## AVAILABLE DATA
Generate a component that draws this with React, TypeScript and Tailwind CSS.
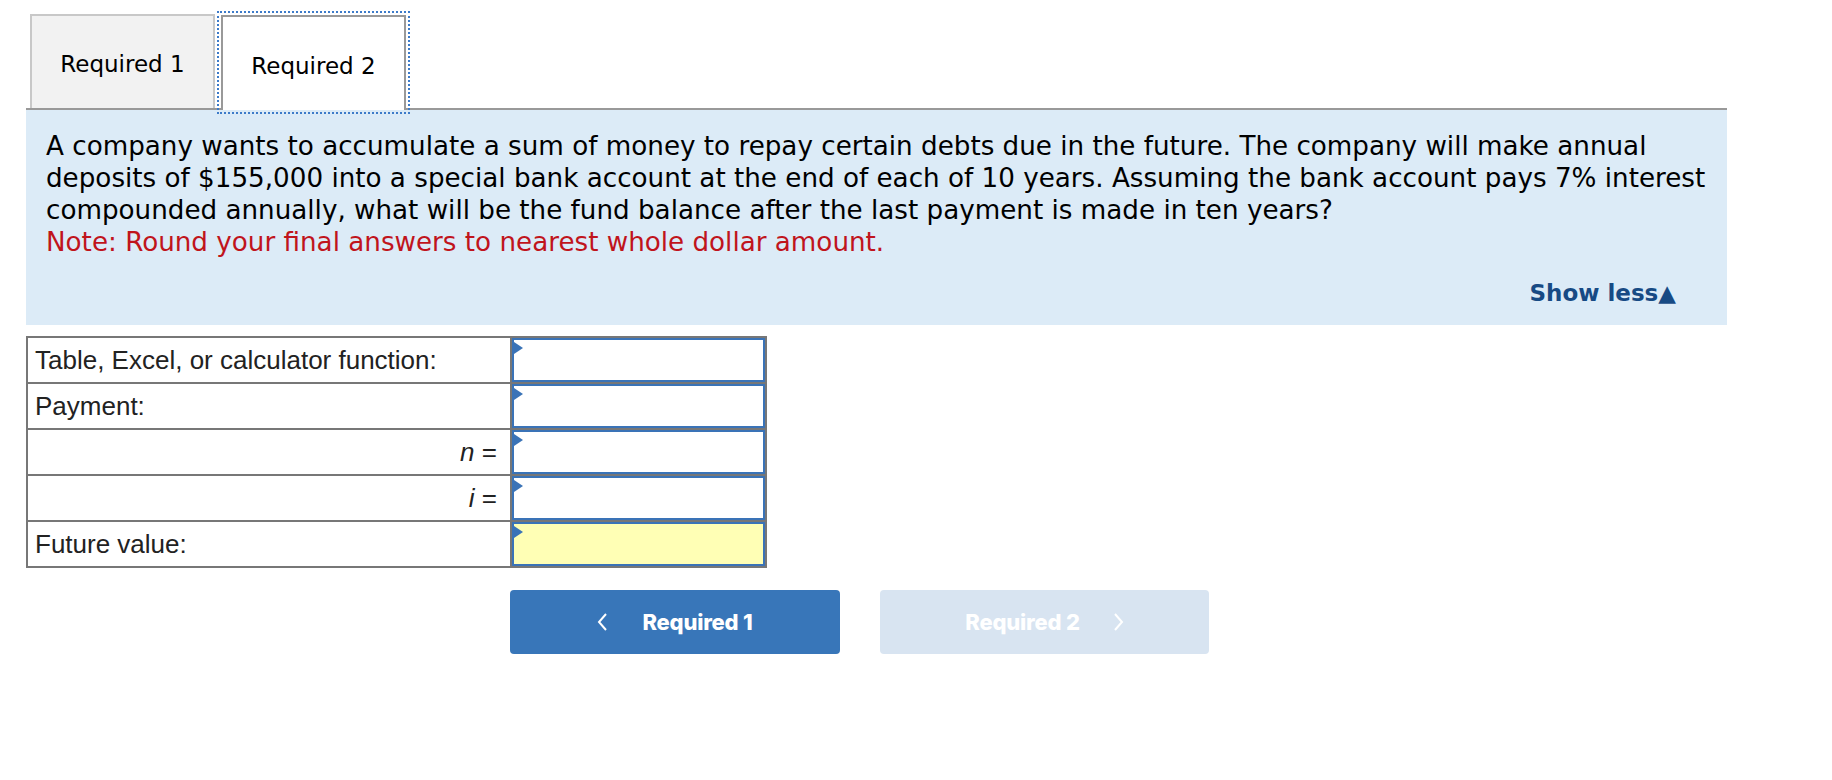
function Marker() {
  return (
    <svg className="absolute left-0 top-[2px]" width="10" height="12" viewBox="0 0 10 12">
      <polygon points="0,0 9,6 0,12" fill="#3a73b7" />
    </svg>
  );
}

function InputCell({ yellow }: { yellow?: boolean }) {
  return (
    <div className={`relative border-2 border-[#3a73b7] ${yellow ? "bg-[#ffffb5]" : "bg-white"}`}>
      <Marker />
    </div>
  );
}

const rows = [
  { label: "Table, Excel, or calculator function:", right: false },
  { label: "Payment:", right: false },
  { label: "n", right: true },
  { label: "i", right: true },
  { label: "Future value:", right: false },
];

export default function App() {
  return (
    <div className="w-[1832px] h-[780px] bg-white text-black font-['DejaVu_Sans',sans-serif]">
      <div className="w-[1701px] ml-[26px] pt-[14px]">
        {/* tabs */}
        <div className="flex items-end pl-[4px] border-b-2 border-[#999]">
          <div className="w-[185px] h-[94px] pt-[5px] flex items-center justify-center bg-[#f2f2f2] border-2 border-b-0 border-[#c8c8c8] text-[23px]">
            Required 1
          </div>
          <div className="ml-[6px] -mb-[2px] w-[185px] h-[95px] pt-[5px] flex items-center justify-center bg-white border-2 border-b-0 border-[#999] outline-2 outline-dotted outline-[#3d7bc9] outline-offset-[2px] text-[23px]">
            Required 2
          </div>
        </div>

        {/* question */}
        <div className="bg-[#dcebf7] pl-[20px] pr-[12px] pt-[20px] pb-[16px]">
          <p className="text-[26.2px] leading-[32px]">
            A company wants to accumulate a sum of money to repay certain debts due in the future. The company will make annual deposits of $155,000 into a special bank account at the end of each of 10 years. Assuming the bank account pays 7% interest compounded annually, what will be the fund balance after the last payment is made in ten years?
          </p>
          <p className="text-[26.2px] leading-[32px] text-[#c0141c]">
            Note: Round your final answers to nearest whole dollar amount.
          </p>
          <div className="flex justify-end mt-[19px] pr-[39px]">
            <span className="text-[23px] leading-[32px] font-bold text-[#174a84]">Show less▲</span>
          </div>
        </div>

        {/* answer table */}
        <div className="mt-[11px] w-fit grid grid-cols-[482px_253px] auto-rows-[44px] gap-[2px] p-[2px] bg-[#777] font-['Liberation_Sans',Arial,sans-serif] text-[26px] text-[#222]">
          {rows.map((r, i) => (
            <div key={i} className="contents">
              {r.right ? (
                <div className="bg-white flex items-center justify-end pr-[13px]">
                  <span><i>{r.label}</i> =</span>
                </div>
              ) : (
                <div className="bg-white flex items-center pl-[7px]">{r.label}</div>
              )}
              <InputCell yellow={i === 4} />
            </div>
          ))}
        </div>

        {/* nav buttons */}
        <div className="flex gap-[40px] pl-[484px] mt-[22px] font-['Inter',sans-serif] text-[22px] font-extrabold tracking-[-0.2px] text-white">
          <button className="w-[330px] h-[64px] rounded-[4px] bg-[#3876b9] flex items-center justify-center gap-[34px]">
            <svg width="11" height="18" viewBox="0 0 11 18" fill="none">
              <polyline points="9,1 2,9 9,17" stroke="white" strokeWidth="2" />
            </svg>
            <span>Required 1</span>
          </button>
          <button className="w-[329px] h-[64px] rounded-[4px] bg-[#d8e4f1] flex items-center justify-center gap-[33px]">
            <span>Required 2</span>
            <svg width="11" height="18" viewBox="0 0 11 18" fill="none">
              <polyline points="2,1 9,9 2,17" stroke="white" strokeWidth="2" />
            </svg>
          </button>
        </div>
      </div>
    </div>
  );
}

## WHAT TO PRODUCE
Copy out all the data exactly; skip the pictures.

## REPLY TO THE EXERCISE
Generate a component that draws this with React, TypeScript and Tailwind CSS.
function Marker() {
  return (
    <svg className="absolute left-0 top-[2px]" width="10" height="12" viewBox="0 0 10 12">
      <polygon points="0,0 9,6 0,12" fill="#3a73b7" />
    </svg>
  );
}

function InputCell({ yellow }: { yellow?: boolean }) {
  return (
    <div className={`relative border-2 border-[#3a73b7] ${yellow ? "bg-[#ffffb5]" : "bg-white"}`}>
      <Marker />
    </div>
  );
}

const rows = [
  { label: "Table, Excel, or calculator function:", right: false },
  { label: "Payment:", right: false },
  { label: "n", right: true },
  { label: "i", right: true },
  { label: "Future value:", right: false },
];

export default function App() {
  return (
    <div className="w-[1832px] h-[780px] bg-white text-black font-['DejaVu_Sans',sans-serif]">
      <div className="w-[1701px] ml-[26px] pt-[14px]">
        {/* tabs */}
        <div className="flex items-end pl-[4px] border-b-2 border-[#999]">
          <div className="w-[185px] h-[94px] pt-[5px] flex items-center justify-center bg-[#f2f2f2] border-2 border-b-0 border-[#c8c8c8] text-[23px]">
            Required 1
          </div>
          <div className="ml-[6px] -mb-[2px] w-[185px] h-[95px] pt-[5px] flex items-center justify-center bg-white border-2 border-b-0 border-[#999] outline-2 outline-dotted outline-[#3d7bc9] outline-offset-[2px] text-[23px]">
            Required 2
          </div>
        </div>

        {/* question */}
        <div className="bg-[#dcebf7] pl-[20px] pr-[12px] pt-[20px] pb-[16px]">
          <p className="text-[26.2px] leading-[32px]">
            A company wants to accumulate a sum of money to repay certain debts due in the future. The company will make annual deposits of $155,000 into a special bank account at the end of each of 10 years. Assuming the bank account pays 7% interest compounded annually, what will be the fund balance after the last payment is made in ten years?
          </p>
          <p className="text-[26.2px] leading-[32px] text-[#c0141c]">
            Note: Round your final answers to nearest whole dollar amount.
          </p>
          <div className="flex justify-end mt-[19px] pr-[39px]">
            <span className="text-[23px] leading-[32px] font-bold text-[#174a84]">Show less▲</span>
          </div>
        </div>

        {/* answer table */}
        <div className="mt-[11px] w-fit grid grid-cols-[482px_253px] auto-rows-[44px] gap-[2px] p-[2px] bg-[#777] font-['Liberation_Sans',Arial,sans-serif] text-[26px] text-[#222]">
          {rows.map((r, i) => (
            <div key={i} className="contents">
              {r.right ? (
                <div className="bg-white flex items-center justify-end pr-[13px]">
                  <span><i>{r.label}</i> =</span>
                </div>
              ) : (
                <div className="bg-white flex items-center pl-[7px]">{r.label}</div>
              )}
              <InputCell yellow={i === 4} />
            </div>
          ))}
        </div>

        {/* nav buttons */}
        <div className="flex gap-[40px] pl-[484px] mt-[22px] font-['Inter',sans-serif] text-[22px] font-extrabold tracking-[-0.2px] text-white">
          <button className="w-[330px] h-[64px] rounded-[4px] bg-[#3876b9] flex items-center justify-center gap-[34px]">
            <svg width="11" height="18" viewBox="0 0 11 18" fill="none">
              <polyline points="9,1 2,9 9,17" stroke="white" strokeWidth="2" />
            </svg>
            <span>Required 1</span>
          </button>
          <button className="w-[329px] h-[64px] rounded-[4px] bg-[#d8e4f1] flex items-center justify-center gap-[33px]">
            <span>Required 2</span>
            <svg width="11" height="18" viewBox="0 0 11 18" fill="none">
              <polyline points="2,1 9,9 2,17" stroke="white" strokeWidth="2" />
            </svg>
          </button>
        </div>
      </div>
    </div>
  );
}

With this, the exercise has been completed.